Tips for Memory Profiling

Regular Snapshots: Take memory snapshots at various stages in your code to see how memory usage changes over time.
Monitor Object Growth: Use tools like objgraph to observe if certain objects persist or grow in size unexpectedly, indicating potential memory leaks.
Optimize Data Structures: Consider replacing memory-intensive data structures (like lists of dictionaries) with more efficient alternatives (such as Pandas DataFrames or arrays).

Best Practices for Performance Profiling

Set Up Automated Profiling: Integrate profiling into CI/CD pipelines for regular feedback on performance impacts of code changes.
Analyze Results and Act: After profiling, consider restructuring code, optimizing algorithms, or using efficient libraries to reduce resource usage.
Document and Track: Keep records of profiling data, especially for frequently executed functions, so you can track improvements or regressions over time.
Optimize Iteratively: Make incremental improvements rather than overhauling large parts of code at once, which makes it easier to pinpoint gains and losses.

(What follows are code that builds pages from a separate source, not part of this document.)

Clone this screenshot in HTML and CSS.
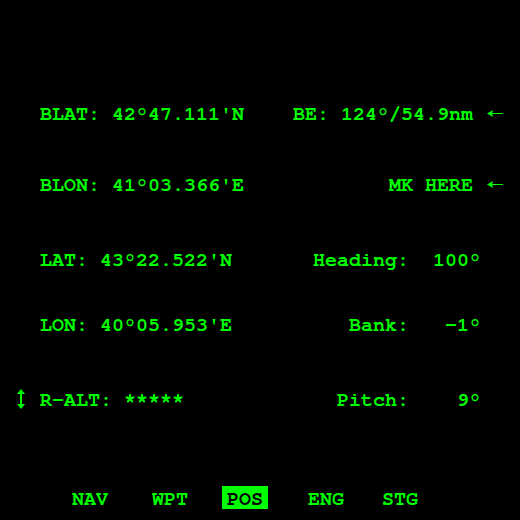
FILE: index.html
```html
<!DOCTYPE html>
<html>
<head>
<meta charset="utf-8">
<link rel="stylesheet" href="styles.css">
</head>
<body>
<div class="screen">
  <div class="rows">
    <div class="row r1"><span class="left">BLAT: 42°47.111'N</span><span class="right arrowed">BE: 124°/54.9nm<svg class="arrow" width="16" height="7" viewBox="0 0 16 7"><rect x="4" y="3" width="12" height="1" fill="#00ff00"/><polygon points="0,3.5 6,0 5,3.5 6,7" fill="#00ff00"/></svg></span></div>
    <div class="row r2"><span class="left">BLON: 41°03.366'E</span><span class="right arrowed">MK HERE<svg class="arrow" width="16" height="7" viewBox="0 0 16 7"><rect x="4" y="3" width="12" height="1" fill="#00ff00"/><polygon points="0,3.5 6,0 5,3.5 6,7" fill="#00ff00"/></svg></span></div>
    <div class="row r3"><span class="left">LAT: 43°22.522'N</span><span class="right">Heading:  100°</span></div>
    <div class="row r4"><span class="left">LON: 40°05.953'E</span><span class="right">Bank:   -1°</span></div>
    <div class="row r5"><span class="left"><svg class="ind" width="8" height="20" viewBox="0 0 8 20"><rect x="3" y="3" width="2" height="14" fill="#00ff00"/><polygon points="4,0 8,5 0,5" fill="#00ff00"/><polygon points="4,20 8,15 0,15" fill="#00ff00"/></svg>R-ALT: *****</span><span class="right">Pitch:    9°</span></div>
  </div>
  <nav class="tabs">
    <span class="tab t-nav">NAV</span>
    <span class="tab t-wpt">WPT</span>
    <span class="tab t-pos active">POS</span>
    <span class="tab t-eng">ENG</span>
    <span class="tab t-stg">STG</span>
  </nav>
</div>
</body>
</html>
```
FILE: styles.css
```css
html, body {
  margin: 0;
  padding: 0;
  background: #000;
}
body {
  width: 520px;
  height: 520px;
  overflow: hidden;
  font-family: FreeMono, "Liberation Mono", monospace;
  font-weight: bold;
  font-size: 20px;
  color: #00ff00;
}
.screen {
  display: flex;
  flex-direction: column;
  height: 520px;
  padding-top: 102px;
  box-sizing: border-box;
}
.rows {
  display: flex;
  flex-direction: column;
  padding: 0 17px 0 40px;
}
.row {
  display: flex;
  justify-content: space-between;
  height: 24px;
  line-height: 24px;
  white-space: pre;
}
.r2 { margin-top: 47px; }
.r3 { margin-top: 51px; }
.r4 { margin-top: 41px; }
.r5 { margin-top: 51px; }
.right { margin-right: 22px; }
.right.arrowed { margin-right: 0; }
.arrow {
  margin-left: 14px;
  vertical-align: 3px;
}
.left { position: relative; }
.ind {
  position: absolute;
  left: -23px;
  top: 1px;
}
.tabs {
  display: flex;
  padding-left: 67px;
  margin-top: 74px;
}
.tab {
  padding: 4px 5px 0;
  height: 23px;
  box-sizing: border-box;
  line-height: 19px;
  white-space: pre;
}
.t-wpt { margin-left: 34px; }
.t-pos { margin-left: 29px; }
.t-eng { margin-left: 35px; }
.t-stg { margin-left: 28px; }
.tab.active {
  background: #00ff00;
  color: #000;
}
```
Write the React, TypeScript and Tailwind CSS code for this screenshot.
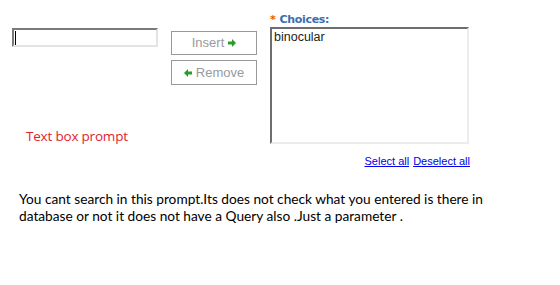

Example Workflow for Profiling

To help you get started, here’s a sample workflow:

Identify Hotspots: Begin with cProfile or pyinstrument for high-level CPU analysis.
Drill Down: Use line_profiler for specific, time-intensive functions identified in the previous step.
Memory Analysis: Run memory_profiler and objgraph on memory-intensive sections to locate excessive memory usage.
Continuous Improvement: Regularly revisit performance as code evolves, using profiling to guide optimizations for new features or updates.